8. God will confront you with the fear of not being taken care of – and He will take it away
One day we were in Lima and I was preparing to leave for Huacho the next day. That's a town a couple of hours from Lima where I spent a year in 2011. I had to save my daily food money for the bus tickets. Our team went out to dinner the day before but I didn't order anything. I was hungry, but okay.

On our way back I wasn't okay with it anymore. "God, please give me something to eat." I was down. I was frustrated and felt lost because I had no idea where the food would come from. At around 11 pm it was so bad that I decided to spend the money for the bus tickets on food. So I went out to go to a store. I heard God's voice: "Do you trust me?" I pushed it away angrily and kept walking. I heard it three times.

When I came to the store, it was closed. On my way back to the hostel I felt desperate and without hope. "God, don't you know that I am hungry? How can you let me down like this? And I thought I can trust you." 

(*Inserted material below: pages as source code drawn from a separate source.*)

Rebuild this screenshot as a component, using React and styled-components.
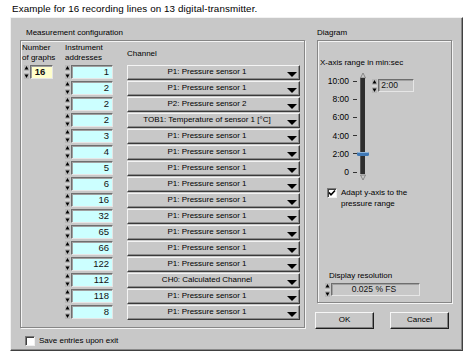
import React from 'react';
import styled, { createGlobalStyle } from 'styled-components';

const Global = createGlobalStyle`
  html, body { margin: 0; padding: 0; background: #ffffff; }
  body {
    font-family: "Liberation Sans", Arial, sans-serif;
    width: 474px; height: 364px; overflow: hidden; color: #000;
  }
`;

const Page = styled.div`
  padding: 3px 0 0 10px;
`;

const Title = styled.div`
  font-size: 9.8px;
  height: 14px;
  line-height: 12px;
  padding-left: 2px;
  letter-spacing: 0.1px;
`;

const Dialog = styled.div`
  box-sizing: border-box;
  width: 453px;
  height: 334px;
  background: #c8c8c8;
  border-top: 1px solid #f2f2f2;
  border-left: 1px solid #f2f2f2;
  border-right: 1px solid #404040;
  border-bottom: 1px solid #404040;
  box-shadow: inset -1px -1px 0 #8a8a8a;
  padding: 10px 0 0 9px;
  display: flex;
  flex-direction: column;
  font-size: 8px;
`;

const MainRow = styled.div`
  display: flex;
  gap: 12px;
`;

const Section = styled.div`
  display: flex;
  flex-direction: column;
  width: ${p => p.$w}px;
`;

const GroupLabel = styled.div`
  height: 12px;
  line-height: 10px;
  padding-left: ${p => p.$indent || 0}px;
`;

const Frame = styled.div`
  box-sizing: border-box;
  height: ${p => p.$h}px;
  border: 1px solid #868686;
  box-shadow: inset 1px 1px 0 #f4f4f4, 1px 1px 0 #f4f4f4;
`;

const ConfigFrame = styled(Frame)`
  display: flex;
  padding: 2px 0 0 1px;
`;

const Column = styled.div`
  display: flex;
  flex-direction: column;
  width: ${p => p.$w}px;
`;

const ColHeader = styled.div`
  height: 22px;
  line-height: 9.5px;
  display: flex;
  flex-direction: column;
  justify-content: ${p => (p.$bottom ? 'flex-end' : 'flex-start')};
  padding-bottom: ${p => (p.$bottom ? '7px' : '0')};
  box-sizing: border-box;
`;

const FieldRow = styled.div`
  height: 16px;
  display: flex;
  align-items: flex-start;
  padding-left: ${p => p.$pad || 0}px;
`;

const SpinBox = styled.svg`
  width: 5px;
  height: 14px;
  flex: none;
  margin-right: ${p => p.$gap || 1}px;
`;

const Field = styled.div`
  box-sizing: border-box;
  width: ${p => p.$w}px;
  height: ${p => p.$h || 14}px;
  background: ${p => p.$bg};
  border-top: 1px solid #6e6e6e;
  border-left: 1px solid #6e6e6e;
  border-right: 1px solid #e6e6e6;
  border-bottom: 1px solid #e6e6e6;
  box-shadow: inset 1px 1px 0 #a0a0a0;
  font-size: ${p => p.$fs || 9.5}px;
  font-weight: ${p => (p.$bold ? 700 : 400)};
  line-height: ${p => (p.$h || 14) - 2}px;
  text-align: ${p => p.$align || 'right'};
  padding-right: 3px;
  color: #111;
`;

const Dropdown = styled.div`
  box-sizing: border-box;
  position: relative;
  width: 173px;
  height: 15px;
  margin-bottom: 1px;
  background: #c8c8c8;
  border-top: 1px solid #f4f4f4;
  border-left: 1px solid #f4f4f4;
  border-right: 1px solid #3a3a3a;
  border-bottom: 1px solid #3a3a3a;
  box-shadow: inset -1px -1px 0 #8c8c8c;
  padding-right: 13px;
  text-align: center;
  line-height: 12px;
  font-size: 8px;
  white-space: nowrap;
`;

const DropArrow = styled.svg`
  position: absolute;
  right: 2px;
  top: 6px;
  width: 10px;
  height: 5px;
`;

const DiagramFrame = styled(Frame)`
  display: flex;
  flex-direction: column;
  padding: 17px 0 3px 2px;
`;

const Caption = styled.div`
  height: 14px;
  line-height: 10px;
`;

const SliderArea = styled.div`
  display: flex;
  align-items: flex-start;
`;

const TickCol = styled.div`
  display: flex;
  flex-direction: column;
`;

const TickRow = styled.div`
  height: 18.2px;
  display: flex;
  align-items: center;
  font-size: 8.5px;
`;

const TickLabel = styled.span`
  width: 29px;
  text-align: right;
`;

const TickDash = styled.span`
  width: 4px;
  margin-left: 4px;
  height: 1px;
  background: #333;
`;

const SliderSvg = styled.svg`
  width: 12px;
  height: 110px;
  flex: none;
`;

const ValueBox = styled.div`
  display: flex;
  align-items: flex-start;
  margin: 7px 0 0 3px;
`;

const CheckRow = styled.label`
  display: flex;
  align-items: flex-start;
  gap: 4px;
  padding-left: ${p => p.$pad || 0}px;
  margin-top: ${p => p.$mt || 0}px;
  line-height: 10.5px;
`;

const CheckBox = styled.span`
  box-sizing: border-box;
  flex: none;
  width: 10px;
  height: 10px;
  background: #fff;
  border-top: 1px solid #7a7a7a;
  border-left: 1px solid #7a7a7a;
  border-right: 1px solid #f0f0f0;
  border-bottom: 1px solid #f0f0f0;
  box-shadow: inset 1px 1px 0 #404040;
  display: flex;
  align-items: center;
  justify-content: center;
`;

const ResBlock = styled.div`
  margin-top: auto;
  padding-left: 5px;
  display: flex;
  flex-direction: column;
`;

const ResLabel = styled.div`
  height: 12px;
  line-height: 10px;
  padding-left: 4px;
`;

const ButtonRow = styled.div`
  display: flex;
  justify-content: space-between;
  width: 134px;
  margin: 9px 0 0 -2px;
`;

const Button = styled.div`
  box-sizing: border-box;
  width: 59px;
  height: 17px;
  background: #c8c8c8;
  border-top: 1px solid #f6f6f6;
  border-left: 1px solid #f6f6f6;
  border-right: 1px solid #1e1e1e;
  border-bottom: 1px solid #1e1e1e;
  box-shadow: inset -1px -1px 0 #808080;
  text-align: center;
  line-height: 14px;
  font-size: 8px;
`;

const Spin = ({ gap }) => (
  <SpinBox $gap={gap} viewBox="0 0 5 14">
    <rect x="0" y="0" width="5" height="14" fill="#b8b8b8" />
    <polygon points="0.5,4.5 2.5,1 4.5,4.5" fill="#000" />
    <rect x="0" y="6.5" width="5" height="1" fill="#f0f0f0" />
    <polygon points="0.5,9.5 2.5,13 4.5,9.5" fill="#000" />
  </SpinBox>
);

const Arrow = () => (
  <DropArrow viewBox="0 0 10 5">
    <polygon points="0,0 10,0 5,5" fill="#000" />
  </DropArrow>
);

const Check = () => (
  <svg width="8" height="8" viewBox="0 0 8 8">
    <polyline points="1,3.5 3,5.8 7,1.5" fill="none" stroke="#000" strokeWidth="1.6" />
  </svg>
);

const rows = [
  [1, 'P1: Pressure sensor 1'],
  [2, 'P1: Pressure sensor 1'],
  [2, 'P2: Pressure sensor 2'],
  [2, 'TOB1: Temperature of sensor 1 [°C]'],
  [3, 'P1: Pressure sensor 1'],
  [4, 'P1: Pressure sensor 1'],
  [5, 'P1: Pressure sensor 1'],
  [6, 'P1: Pressure sensor 1'],
  [16, 'P1: Pressure sensor 1'],
  [32, 'P1: Pressure sensor 1'],
  [65, 'P1: Pressure sensor 1'],
  [66, 'P1: Pressure sensor 1'],
  [122, 'P1: Pressure sensor 1'],
  [112, 'CH0: Calculated Channel'],
  [118, 'P1: Pressure sensor 1'],
  [8, 'P1: Pressure sensor 1'],
];

const ticks = ['10:00', '8:00', '6:00', '4:00', '2:00', '0'];

export default function App() {
  return (
    <>
      <Global />
      <Page>
        <Title>Example for 16 recording lines on 13 digital-transmitter.</Title>
        <Dialog>
          <MainRow>
            <Section $w={285}>
              <GroupLabel $indent={6}>Measurement configuration</GroupLabel>
              <ConfigFrame $h={288}>
                <Column $w={43}>
                  <ColHeader>
                    <span>Number</span>
                    <span>of graphs</span>
                  </ColHeader>
                  <FieldRow $pad={2}>
                    <Spin gap={1} />
                    <Field $w={23} $bg="#ffffcc" $bold $align="center" $fs={9.5}>16</Field>
                  </FieldRow>
                </Column>
                <Column $w={62}>
                  <ColHeader>
                    <span>Instrument</span>
                    <span>addresses</span>
                  </ColHeader>
                  {rows.map(([a], i) => (
                    <FieldRow key={i}>
                      <Spin gap={0} />
                      <Field $w={42} $bg="#ccffff">{a}</Field>
                    </FieldRow>
                  ))}
                </Column>
                <Column $w={173}>
                  <ColHeader $bottom>
                    <span>Channel</span>
                  </ColHeader>
                  {rows.map(([, c], i) => (
                    <Dropdown key={i}>
                      {c}
                      <Arrow />
                    </Dropdown>
                  ))}
                </Column>
              </ConfigFrame>
            </Section>
            <Section $w={135}>
              <GroupLabel>Diagram</GroupLabel>
              <DiagramFrame $h={263}>
                <Caption>X-axis range in min:sec</Caption>
                <SliderArea>
                  <TickCol>
                    {ticks.map(t => (
                      <TickRow key={t}>
                        <TickLabel>{t}</TickLabel>
                        <TickDash />
                      </TickRow>
                    ))}
                  </TickCol>
                  <SliderSvg viewBox="0 0 12 110">
                    <polygon points="3.5,6 6,1 8.5,6" fill="#c8c8c8" stroke="#777" strokeWidth="0.8" />
                    <rect x="3" y="6" width="5" height="96" fill="#2e2e2e" />
                    <rect x="3" y="6" width="1" height="96" fill="#555" />
                    <polygon points="3.5,103 8.5,103 6,108" fill="#c8c8c8" stroke="#777" strokeWidth="0.8" />
                    <rect x="0" y="80" width="12" height="4" rx="1.5" fill="#3f78b5" />
                    <rect x="1" y="80" width="10" height="1" fill="#8fb6dc" />
                  </SliderSvg>
                  <ValueBox>
                    <Spin gap={1} />
                    <Field $w={36} $h={13} $bg="#c8c8c8" $align="left" $fs={8.5}>
                      &nbsp;2:00
                    </Field>
                  </ValueBox>
                </SliderArea>
                <CheckRow $pad={7} $mt={6}>
                  <CheckBox><Check /></CheckBox>
                  <span>Adapt y-axis to the<br />pressure range</span>
                </CheckRow>
                <ResBlock>
                  <ResLabel>Display resolution</ResLabel>
                  <FieldRow>
                    <Spin gap={0} />
                    <Field $w={89} $h={13} $bg="#c8c8c8" $align="center" $fs={8.5}>0.025 % FS</Field>
                  </FieldRow>
                </ResBlock>
              </DiagramFrame>
              <ButtonRow>
                <Button>OK</Button>
                <Button>Cancel</Button>
              </ButtonRow>
            </Section>
          </MainRow>
          <CheckRow $pad={5} $mt={7}>
            <CheckBox />
            <span>Save entries upon exit</span>
          </CheckRow>
        </Dialog>
      </Page>
    </>
  );
}
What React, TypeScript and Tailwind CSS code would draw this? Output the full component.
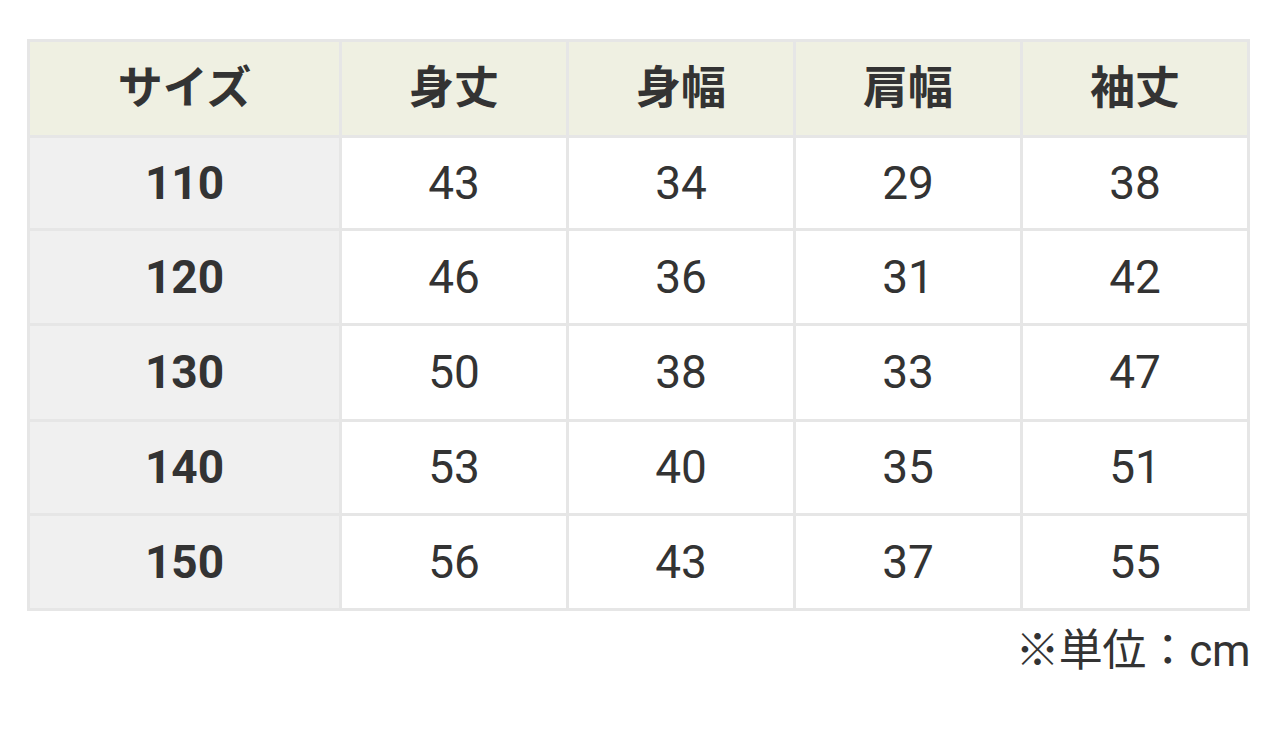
import React from "react";

const headers = ["サイズ", "身丈", "身幅", "肩幅", "袖丈"];
const rows = [
  ["110", "43", "34", "29", "38"],
  ["120", "46", "36", "31", "42"],
  ["130", "50", "38", "33", "47"],
  ["140", "53", "40", "35", "51"],
  ["150", "56", "43", "37", "55"],
];

export default function App() {
  return (
    <div
      className="w-[1280px] h-[740px] bg-white text-[#333333]"
      style={{ fontFamily: 'Roboto, "Noto Sans CJK JP", sans-serif' }}
    >
      <div className="pl-[27px] pt-[39px]">
        <div className="w-[1223px] grid grid-cols-[309px_224px_224px_224px_224px] grid-rows-[93px_90px_92px_93px_91px_92px] gap-[3px] bg-[#e6e6e6] border-[3px] border-[#e6e6e6]">
          {headers.map((h) => (
            <div
              key={h}
              className="bg-[#eff0e2] flex items-center justify-center text-[45px] font-bold"
            >
              {h}
            </div>
          ))}
          {rows.map((r) =>
            r.map((c, i) => (
              <div
                key={r[0] + i}
                className={
                  i === 0
                    ? "bg-[#f0f0f0] flex items-center justify-center text-[46px] font-bold"
                    : "bg-white flex items-center justify-center text-[46px]"
                }
              >
                {c}
              </div>
            ))
          )}
        </div>
        <div className="w-[1223px] flex justify-end pt-[18px] text-[44px] tracking-[-0.5px] leading-none text-[#333333]">
          ※単位：cm
        </div>
      </div>
    </div>
  );
}
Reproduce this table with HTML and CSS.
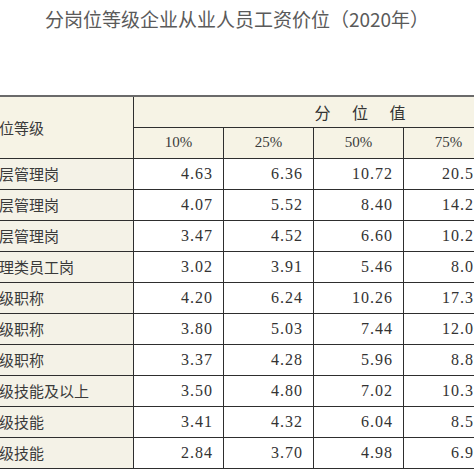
FILE: index.html
```html
<!DOCTYPE html>
<html lang="zh">
<head>
<meta charset="utf-8">
<link rel="stylesheet" href="styles.css">
</head>
<body>
<div class="page">
  <h1 class="title">分岗位等级企业从业人员工资价位（2020年）</h1>
  <div class="sheet">
    <table class="grid">
      <colgroup>
        <col class="c-name"><col class="c-val"><col class="c-val"><col class="c-val"><col class="c-val"><col class="c-val">
      </colgroup>
      <thead>
        <tr>
          <th class="name head-name" rowspan="2">岗位等级</th>
          <th class="group" colspan="5">分 位 值</th>
        </tr>
        <tr>
          <th class="pct">10%</th><th class="pct">25%</th><th class="pct">50%</th><th class="pct">75%</th><th class="pct">90%</th>
        </tr>
      </thead>
      <tbody>
        <tr><td class="name">高层管理岗</td><td>4.63</td><td>6.36</td><td>10.72</td><td>20.53</td><td>40.11</td></tr>
        <tr><td class="name">中层管理岗</td><td>4.07</td><td>5.52</td><td>8.40</td><td>14.26</td><td>25.60</td></tr>
        <tr><td class="name">基层管理岗</td><td>3.47</td><td>4.52</td><td>6.60</td><td>10.21</td><td>16.48</td></tr>
        <tr><td class="name">管理类员工岗</td><td>3.02</td><td>3.91</td><td>5.46</td><td>8.02</td><td>11.80</td></tr>
        <tr><td class="name">高级职称</td><td>4.20</td><td>6.24</td><td>10.26</td><td>17.35</td><td>28.20</td></tr>
        <tr><td class="name">中级职称</td><td>3.80</td><td>5.03</td><td>7.44</td><td>12.00</td><td>19.15</td></tr>
        <tr><td class="name">初级职称</td><td>3.37</td><td>4.28</td><td>5.96</td><td>8.80</td><td>13.20</td></tr>
        <tr><td class="name">高级技能及以上</td><td>3.50</td><td>4.80</td><td>7.02</td><td>10.36</td><td>15.40</td></tr>
        <tr><td class="name">中级技能</td><td>3.41</td><td>4.32</td><td>6.04</td><td>8.52</td><td>12.10</td></tr>
        <tr><td class="name">初级技能</td><td>2.84</td><td>3.70</td><td>4.98</td><td>6.90</td><td>9.75</td></tr>
      </tbody>
    </table>
  </div>
</div>
</body>
</html>
```
FILE: styles.css
```css
html, body {
  margin: 0;
  padding: 0;
  background: #ffffff;
}
.page {
  width: 474px;
  height: 474px;
  overflow: hidden;
}
.title {
  margin: 0 0 58px 0;
  height: 37px;
  line-height: 37px;
  text-align: center;
  font-family: "Noto Sans CJK SC", "Noto Sans", sans-serif;
  font-size: 19px;
  font-weight: 400;
  color: #5a5a5a;
  letter-spacing: 0;
}
.sheet {
  margin-left: -17px;
}
.grid {
  border-collapse: collapse;
  table-layout: fixed;
  width: 600px;
  font-family: "Liberation Serif", "Noto Sans CJK SC", serif;
  color: #333;
  border-top: 2px solid #6a6a6a;
}
.c-name { width: 150px; }
.c-val { width: 90px; }
.grid tr { height: 31px; }
.grid th, .grid td {
  border: 1px solid #2e2e2e;
  padding: 0;
  font-weight: 400;
}
.grid thead th {
  background: #f6f3e5;
}
.grid thead tr:first-child th {
  border-top: 2px solid #6a6a6a;
}
.name {
  background: #f4f2e7;
  text-align: left;
  font-family: "Noto Sans CJK SC", sans-serif;
  font-size: 15px;
  color: #3a3a3a;
  padding-left: 0;
  white-space: nowrap;
  overflow: hidden;
}
.head-name {
  padding-top: 2px;
}
.group {
  font-family: "Noto Sans CJK SC", sans-serif;
  font-size: 16px;
  letter-spacing: 9px;
  text-align: center;
  padding-left: 12px !important;
  border-bottom: 1px solid #2e2e2e;
}
.pct {
  font-size: 15px;
  text-align: center;
  color: #3a3a3a;
}
.grid tbody td:not(.name) {
  text-align: right;
  font-size: 16px;
  letter-spacing: 1px;
  padding-right: 10px;
  background: #ffffff;
}
```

I had been placed in another room that night. Our coaches Randy and Betsy had been in it before. And when I entered the room I found a table full of food they had left. It was more than I could eat. The next day in Huacho people treated me to breakfast (twice), lunch (I even had to turn down two invitations), dinner (we took leftovers) and ice cream (three times throughout the day by different people). "Do you trust me?"
9. You learn to depend on God
I know now that God loves me and wants to provide for me. The other night, Steve, Jeff, and I were traveling from Bucharest to our ministry site. We were waiting at the train station. It was already late and I had had dinner. However, I got hungry again. So I asked God if He could give me something to eat. And I knew that He would answer my prayer.

Some time later, Jeff said: "I have to go to the bathroom, but at KFC they only let you use it if you're getting something. The good thing is that I am hungry, can I bring you guys anything?" 10 minutes later I had a nice chicken wrap in my hands. 

10. You will understand the people better that you are ministering to
I mean, you will still be pretty far away from their lives and struggles. But you get an idea. You are unable to just go and buy the things you like. And I don't mean that you live on a low budget and have to be mindful about your spending. You actually cannot buy anything you like. It's tough.
11. Freedom
I used to spend a lot of time worrying about myself and about what I would eat or how I would spend my money (I am kind of frugal). Now I know that God cares for me. I don't have to care for myself. I just ask him for what I need and He gives me even more. Now I am free more time to care for God and others.
So: At what point in your life could you do something like this if not on the Race? Take a step of faith, pray about it, save money. God asking me to leave my money behind has had a huge impact on my experience on the Race and on my relationship with God. I promise you that it won't kill you. You will actually be more alive.